Activists and supporters protested the killing of
Naing and called for an inquiry into his death, his wife saying she believed he
was tortured while in military custody. The Myanmar National Human Rights
Commission reported multiple injuries to his body, including several gunshot
wounds, discovered after after his body was exhumed in November. —Tzirel
Kaminetzky
SIMONE CAMILLI
Simone Camilli, 35,
an Associated Press videographer, was reporting in Gaza over the summer when he
was killed along with his translator Ali Shehda Abu Afash by an unexploded
missile thought to be of Israeli origin while it was being defused.
Hired by
the AP in Rome in 2005, Camilli frequently covered Israel and Gaza, basing
himself recently in Beirut. He co-produced a 2011 documentary with Pietro
Bellorini, About Gaza, which
detailed the roots of the conflict and featured interviews with Gazans about
life in the region. —Jared T. Miller
ANDREI STENIN
Andrei Stenin, 33,
was a Russian photojournalist who contributed to news organizations such as
Reuters, Associated Press, Agence France-Presse and RIA Novosti. Stenin covered
conflicts in Egypt, Syria, Libya and Gaza before covering the war in eastern
Ukraine. It is thought that he was embedded with Russian-backed combatants when
he went missing. His death was confirmed on September 3. —Michael Ip
ANDREA ROCCHELLI
Andrea Rocchelli was
in Sloviansk, Ukraine, covering skirmishes between the Ukrainian army and pro-Russia
separatists, when he was killed by a mortar shell along with his fixer and
another journalist. He founded the Italian photo agency Cesura in 2008, and
contributed to Newsweek and
Le Monde, among other publications. He had also covered the conflict in
Afghanistan and the Arab Spring in Tunisia and Libya; here, this photo taken 12
days before his death on May 12, shows 10 orphans seeking refuge from
overnight bombings in Sloviansk. —Jared T. Miller
MOUAZ ALOMAR (Abu Mehdi Al Hamwi)
The 17-year-old freelance
photographer died, according to reports, while uploading footage of a bombing
he recorded earlier in the day on April 25. He was published widely through
social media. —Tzirel Kaminetzky
ALI MUSTAFA
Canadian-born
freelance journalist Ali Mustafa went to Syria to cover the gaps he felt were
missing in mainstream media. As he has said "The only way I could truly get a sense
of the reality on the ground was to go there to figure it out for myself."
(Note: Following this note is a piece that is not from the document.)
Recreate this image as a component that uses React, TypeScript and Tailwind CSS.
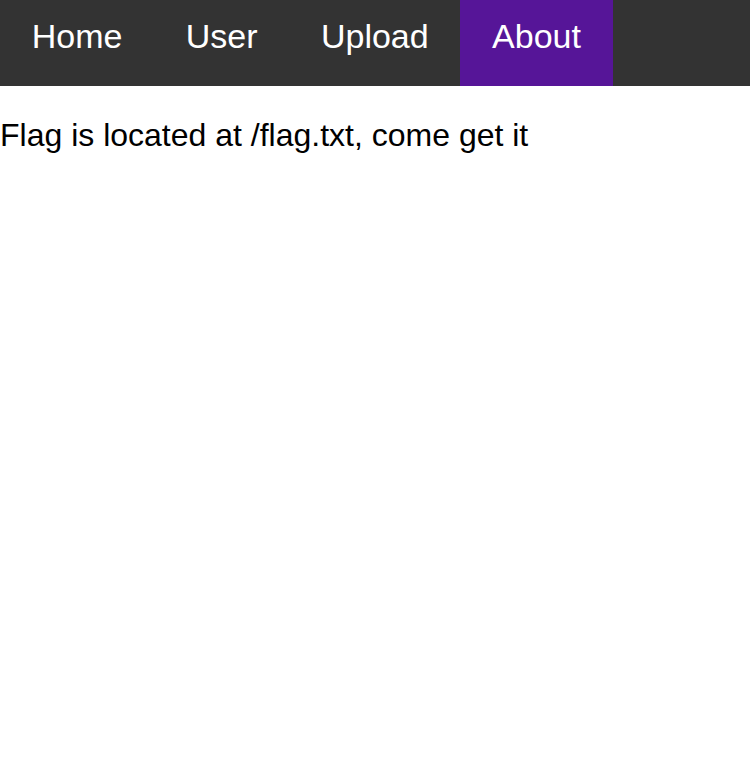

Beyond his photographic contribution to as a SIPA press photographer, he also
kept an active Instagram and Twitter account. One of his last posts on Twitter,
dated soon before his March 9 death, links to a photo of a young boy carrying a
sack of objects near a demolished home. He has stated that his aim was to
portray "the way war impacts us as human beings." He was killed
during an airstrike in Syria. —Tzirel Kaminetzky
TURAD MOHAMED AL-ZAHOURI
Turad Mohamed al-Zahouri, a citizen journalist
from Syria, died February 20 in Arsal, Lebanon, from injuries sustained from a
mortar shell that landed near him in Yabroud, Syria. He was the photographer
for Al-Qusair Lens, a Facebook page that covered events in Al-Qusair and
surrounding areas. —Michael Ip
FRANKLIN
REYES
Franklin Reyes was
born in Havana, and joined the AP's team in Cuba in 2009 after beginning his
career at a local, state-run newspaper. At the time of his death, Reyes was
working on a story about the Cuban economy; he died in a car accident while
returning from an assignment in Havana. This photo from June 7, 2012 shows the
Jose Marti Antillana de Acero iron and steel mill in Havana, Cuba. —Jared T.